>> Start Record list

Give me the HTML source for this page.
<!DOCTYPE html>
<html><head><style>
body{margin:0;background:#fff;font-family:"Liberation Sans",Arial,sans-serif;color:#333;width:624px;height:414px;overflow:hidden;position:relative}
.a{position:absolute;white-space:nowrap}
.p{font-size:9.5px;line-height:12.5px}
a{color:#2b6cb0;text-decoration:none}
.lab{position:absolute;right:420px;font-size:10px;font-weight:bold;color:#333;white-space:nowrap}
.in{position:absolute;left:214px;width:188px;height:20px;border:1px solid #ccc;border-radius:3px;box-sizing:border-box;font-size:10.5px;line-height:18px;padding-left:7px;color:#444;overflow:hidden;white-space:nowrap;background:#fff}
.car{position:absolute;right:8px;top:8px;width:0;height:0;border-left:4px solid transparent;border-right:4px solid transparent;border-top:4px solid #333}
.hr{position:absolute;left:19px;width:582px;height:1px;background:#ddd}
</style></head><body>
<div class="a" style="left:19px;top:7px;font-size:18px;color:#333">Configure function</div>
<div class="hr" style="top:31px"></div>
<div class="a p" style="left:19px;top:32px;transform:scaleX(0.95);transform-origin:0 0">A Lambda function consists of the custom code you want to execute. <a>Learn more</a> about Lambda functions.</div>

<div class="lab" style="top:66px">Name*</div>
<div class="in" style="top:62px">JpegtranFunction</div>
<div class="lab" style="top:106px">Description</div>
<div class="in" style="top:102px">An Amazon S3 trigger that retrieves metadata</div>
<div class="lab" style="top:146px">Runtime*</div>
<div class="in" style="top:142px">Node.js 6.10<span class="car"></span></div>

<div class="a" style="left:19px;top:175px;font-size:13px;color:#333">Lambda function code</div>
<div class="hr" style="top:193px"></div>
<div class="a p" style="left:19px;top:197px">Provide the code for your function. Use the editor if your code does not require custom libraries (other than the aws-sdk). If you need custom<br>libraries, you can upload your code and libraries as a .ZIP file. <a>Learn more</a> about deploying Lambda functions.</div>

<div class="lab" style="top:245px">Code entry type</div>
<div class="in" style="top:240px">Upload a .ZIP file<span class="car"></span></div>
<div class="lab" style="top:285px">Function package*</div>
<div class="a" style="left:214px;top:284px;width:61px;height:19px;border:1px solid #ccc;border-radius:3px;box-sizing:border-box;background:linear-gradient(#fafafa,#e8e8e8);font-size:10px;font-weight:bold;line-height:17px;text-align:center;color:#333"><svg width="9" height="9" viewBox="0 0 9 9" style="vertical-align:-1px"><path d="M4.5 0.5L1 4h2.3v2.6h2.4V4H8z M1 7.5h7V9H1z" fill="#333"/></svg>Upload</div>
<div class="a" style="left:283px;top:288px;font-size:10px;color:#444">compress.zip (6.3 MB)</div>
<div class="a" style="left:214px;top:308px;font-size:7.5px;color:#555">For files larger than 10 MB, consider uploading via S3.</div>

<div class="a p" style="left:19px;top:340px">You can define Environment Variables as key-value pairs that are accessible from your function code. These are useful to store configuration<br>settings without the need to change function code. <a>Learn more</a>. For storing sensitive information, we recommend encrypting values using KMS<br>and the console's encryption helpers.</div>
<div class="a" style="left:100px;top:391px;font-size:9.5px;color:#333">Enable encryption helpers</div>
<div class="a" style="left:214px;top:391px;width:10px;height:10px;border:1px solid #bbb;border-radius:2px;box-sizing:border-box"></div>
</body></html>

>> End Record list
>> Start Record list

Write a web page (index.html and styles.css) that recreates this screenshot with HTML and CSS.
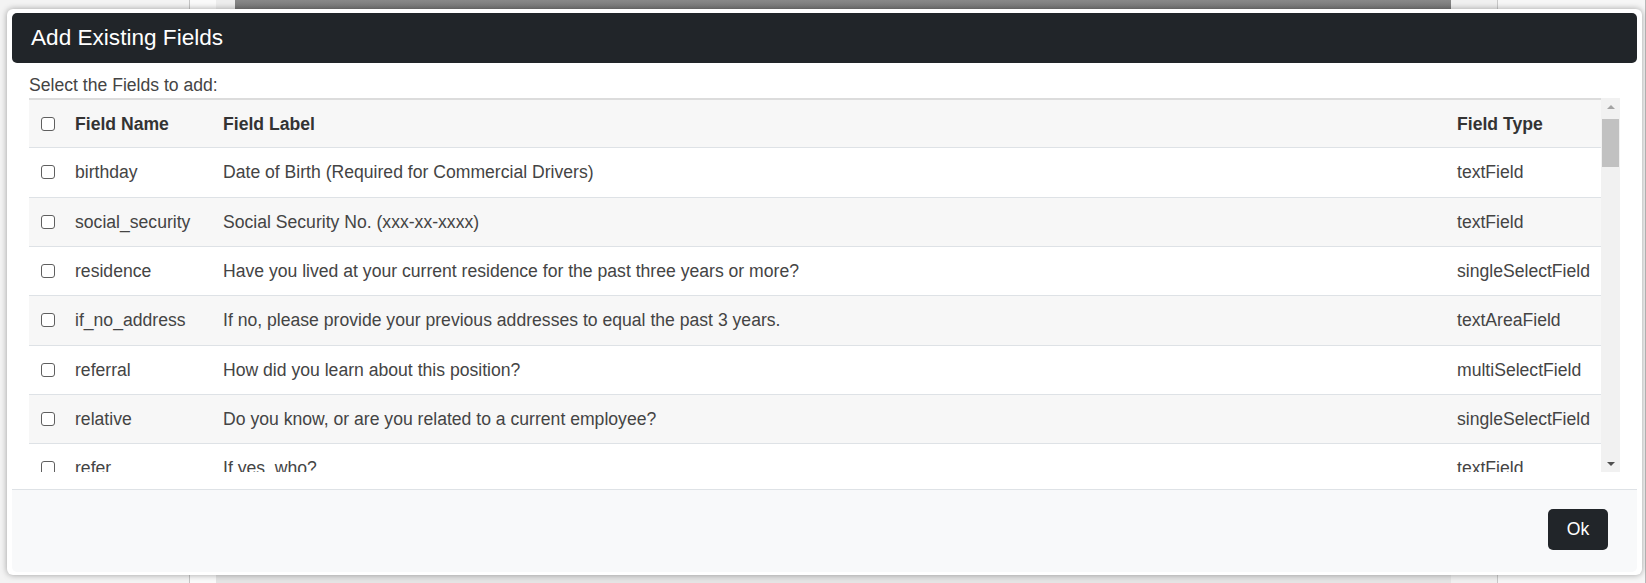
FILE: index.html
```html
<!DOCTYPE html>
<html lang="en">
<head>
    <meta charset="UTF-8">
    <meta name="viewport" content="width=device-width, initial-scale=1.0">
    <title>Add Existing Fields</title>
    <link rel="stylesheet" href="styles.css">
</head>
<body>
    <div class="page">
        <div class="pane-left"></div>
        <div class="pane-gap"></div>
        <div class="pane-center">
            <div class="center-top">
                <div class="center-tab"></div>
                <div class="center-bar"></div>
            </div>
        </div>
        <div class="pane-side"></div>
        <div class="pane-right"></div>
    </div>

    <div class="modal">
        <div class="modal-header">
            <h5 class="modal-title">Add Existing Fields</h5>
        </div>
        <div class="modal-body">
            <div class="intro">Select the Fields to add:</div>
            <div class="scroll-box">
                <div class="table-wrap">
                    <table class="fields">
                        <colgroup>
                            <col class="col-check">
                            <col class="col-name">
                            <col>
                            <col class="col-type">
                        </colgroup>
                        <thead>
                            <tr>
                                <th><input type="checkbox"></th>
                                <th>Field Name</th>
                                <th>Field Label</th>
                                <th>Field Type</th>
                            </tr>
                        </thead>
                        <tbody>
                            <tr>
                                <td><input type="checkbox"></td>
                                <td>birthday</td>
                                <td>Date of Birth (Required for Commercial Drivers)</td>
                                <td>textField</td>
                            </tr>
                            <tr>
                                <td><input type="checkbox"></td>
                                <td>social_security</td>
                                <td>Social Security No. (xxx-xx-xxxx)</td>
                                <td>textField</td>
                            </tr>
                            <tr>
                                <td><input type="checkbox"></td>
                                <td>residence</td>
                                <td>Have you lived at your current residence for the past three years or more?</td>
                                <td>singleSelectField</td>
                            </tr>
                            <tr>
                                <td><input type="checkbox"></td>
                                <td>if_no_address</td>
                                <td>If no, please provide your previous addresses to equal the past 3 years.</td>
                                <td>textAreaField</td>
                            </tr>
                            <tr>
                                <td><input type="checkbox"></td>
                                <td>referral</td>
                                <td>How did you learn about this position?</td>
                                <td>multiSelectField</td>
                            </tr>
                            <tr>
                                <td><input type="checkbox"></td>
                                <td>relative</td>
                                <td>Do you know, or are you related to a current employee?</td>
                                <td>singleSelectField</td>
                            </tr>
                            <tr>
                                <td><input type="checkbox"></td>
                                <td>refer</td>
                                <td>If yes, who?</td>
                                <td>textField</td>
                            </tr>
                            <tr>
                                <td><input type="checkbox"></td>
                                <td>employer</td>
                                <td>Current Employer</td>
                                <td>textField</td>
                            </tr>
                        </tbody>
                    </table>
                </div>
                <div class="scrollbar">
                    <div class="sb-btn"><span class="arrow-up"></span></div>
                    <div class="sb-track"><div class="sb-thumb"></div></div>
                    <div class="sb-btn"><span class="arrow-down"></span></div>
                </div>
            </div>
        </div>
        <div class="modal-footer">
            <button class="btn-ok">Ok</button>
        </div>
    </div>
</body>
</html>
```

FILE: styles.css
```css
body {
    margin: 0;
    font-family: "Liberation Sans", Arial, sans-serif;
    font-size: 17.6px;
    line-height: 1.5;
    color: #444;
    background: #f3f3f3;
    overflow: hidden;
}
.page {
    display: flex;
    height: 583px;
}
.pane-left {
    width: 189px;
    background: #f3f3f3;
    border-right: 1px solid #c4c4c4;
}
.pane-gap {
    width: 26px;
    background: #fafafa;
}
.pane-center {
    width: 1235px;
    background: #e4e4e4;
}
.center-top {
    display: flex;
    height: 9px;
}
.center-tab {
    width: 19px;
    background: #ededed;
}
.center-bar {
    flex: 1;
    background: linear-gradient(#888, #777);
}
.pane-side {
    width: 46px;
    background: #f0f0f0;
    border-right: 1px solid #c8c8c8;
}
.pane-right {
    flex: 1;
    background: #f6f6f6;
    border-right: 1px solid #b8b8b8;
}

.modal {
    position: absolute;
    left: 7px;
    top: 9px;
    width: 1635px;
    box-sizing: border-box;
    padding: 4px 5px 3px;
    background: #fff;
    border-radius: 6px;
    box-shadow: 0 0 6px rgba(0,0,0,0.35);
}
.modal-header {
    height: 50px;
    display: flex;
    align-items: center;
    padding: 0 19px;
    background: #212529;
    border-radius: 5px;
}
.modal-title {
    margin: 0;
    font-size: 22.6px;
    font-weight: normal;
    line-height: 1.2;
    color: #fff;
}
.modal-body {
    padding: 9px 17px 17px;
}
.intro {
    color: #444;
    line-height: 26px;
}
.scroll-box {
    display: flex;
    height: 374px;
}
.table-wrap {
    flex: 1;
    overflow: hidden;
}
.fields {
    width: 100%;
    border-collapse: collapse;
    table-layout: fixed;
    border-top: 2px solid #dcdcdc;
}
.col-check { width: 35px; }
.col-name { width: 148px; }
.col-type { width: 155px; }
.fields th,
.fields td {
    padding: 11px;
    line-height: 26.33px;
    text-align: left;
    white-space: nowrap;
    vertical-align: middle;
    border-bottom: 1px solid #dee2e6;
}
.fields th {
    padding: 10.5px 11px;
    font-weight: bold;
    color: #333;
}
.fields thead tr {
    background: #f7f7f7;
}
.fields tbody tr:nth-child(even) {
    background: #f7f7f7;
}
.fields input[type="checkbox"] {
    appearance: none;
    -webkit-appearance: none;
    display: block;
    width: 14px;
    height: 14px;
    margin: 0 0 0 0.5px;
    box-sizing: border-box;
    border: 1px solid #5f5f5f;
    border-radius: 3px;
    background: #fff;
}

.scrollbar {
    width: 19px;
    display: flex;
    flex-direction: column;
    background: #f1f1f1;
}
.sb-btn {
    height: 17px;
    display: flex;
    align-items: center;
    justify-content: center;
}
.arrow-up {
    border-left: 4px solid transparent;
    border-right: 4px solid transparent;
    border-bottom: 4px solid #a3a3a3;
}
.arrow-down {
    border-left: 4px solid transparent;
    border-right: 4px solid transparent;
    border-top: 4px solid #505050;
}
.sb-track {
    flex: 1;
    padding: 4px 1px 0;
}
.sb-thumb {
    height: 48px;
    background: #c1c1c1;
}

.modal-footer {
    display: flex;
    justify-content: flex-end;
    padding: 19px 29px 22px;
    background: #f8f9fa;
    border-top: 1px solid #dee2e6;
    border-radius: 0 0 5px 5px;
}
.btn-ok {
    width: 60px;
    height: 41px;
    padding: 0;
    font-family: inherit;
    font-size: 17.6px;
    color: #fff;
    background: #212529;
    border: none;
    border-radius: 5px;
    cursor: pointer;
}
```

>> End Record list

What you will do: Exactly and only the lines from the line that contains "Give me the HTML source for this page." through the line that contains "about Lambda functions.</div>" are to be repeated as they stand.

Reply:
Give me the HTML source for this page.
<!DOCTYPE html>
<html><head><style>
body{margin:0;background:#fff;font-family:"Liberation Sans",Arial,sans-serif;color:#333;width:624px;height:414px;overflow:hidden;position:relative}
.a{position:absolute;white-space:nowrap}
.p{font-size:9.5px;line-height:12.5px}
a{color:#2b6cb0;text-decoration:none}
.lab{position:absolute;right:420px;font-size:10px;font-weight:bold;color:#333;white-space:nowrap}
.in{position:absolute;left:214px;width:188px;height:20px;border:1px solid #ccc;border-radius:3px;box-sizing:border-box;font-size:10.5px;line-height:18px;padding-left:7px;color:#444;overflow:hidden;white-space:nowrap;background:#fff}
.car{position:absolute;right:8px;top:8px;width:0;height:0;border-left:4px solid transparent;border-right:4px solid transparent;border-top:4px solid #333}
.hr{position:absolute;left:19px;width:582px;height:1px;background:#ddd}
</style></head><body>
<div class="a" style="left:19px;top:7px;font-size:18px;color:#333">Configure function</div>
<div class="hr" style="top:31px"></div>
<div class="a p" style="left:19px;top:32px;transform:scaleX(0.95);transform-origin:0 0">A Lambda function consists of the custom code you want to execute. <a>Learn more</a> about Lambda functions.</div>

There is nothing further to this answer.